The survey identified two distinct groups. Meet the Spendsetters and the Resisters.
Spendsetters, who embrace technology, are setting the trends for how people want to spend and shop. Spendsetters tend to be younger (52% are Millennials), and they’re also brand loyalists. In the study, they were much more likely than Resisters to report that they loved to shop.
Resisters, on the other hand, are older (40% are Baby Boomers) and generally technology-averse. Only 3 in 5 Resisters owns a smartphone, and fewer than 2 in 5 own a tablet.
For Spendsetters, context and control are critical, and shopping with a smartphone is a given. Two thirds of the Spendsetter crowd said they want to receive personalized information (e.g., local offers, mall promotions, or push notifications) based on their immediate location. Fifty-nine percent of Spendsetters said they want to use a store-branded app to pay in-store, for example by scanning a barcode at checkout. The vast majority of Spendsetters (75%) said a “just walk out” payment experience, a la the Amazon Go store, would encourage them to shop more in-store.
For everyone in the survey, the shopping experience was king. Researchers found that today’s consumers have three main demands: convenience, context, and control. Long lines in stores were one of the biggest and most blatant barriers to a convenient shopping experience. Among consumers who don’t prefer shopping in-store, 55% said it was because they don’t like waiting in line. Nearly half (48%) said anything more than a five-minute wait is too long.
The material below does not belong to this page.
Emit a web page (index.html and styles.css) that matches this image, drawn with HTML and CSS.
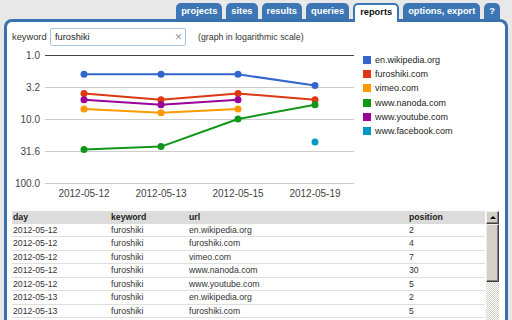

Notably, retailers haven’t gotten this message. According to the study, long lines in stores cost retailers a whopping $37.7 billion in sales each year. Shoppers said they either bought the item elsewhere or abandoned the purchase altogether.
They found other aspects of the shopping experience lacking as well. Nineteen percent of those surveyed said they had encountered a merchant that did not accept their preferred payment method in the past year, and of those, 55% spent less or went elsewhere as a result. For retailers, that added up to $1.1billion in potential lost sales.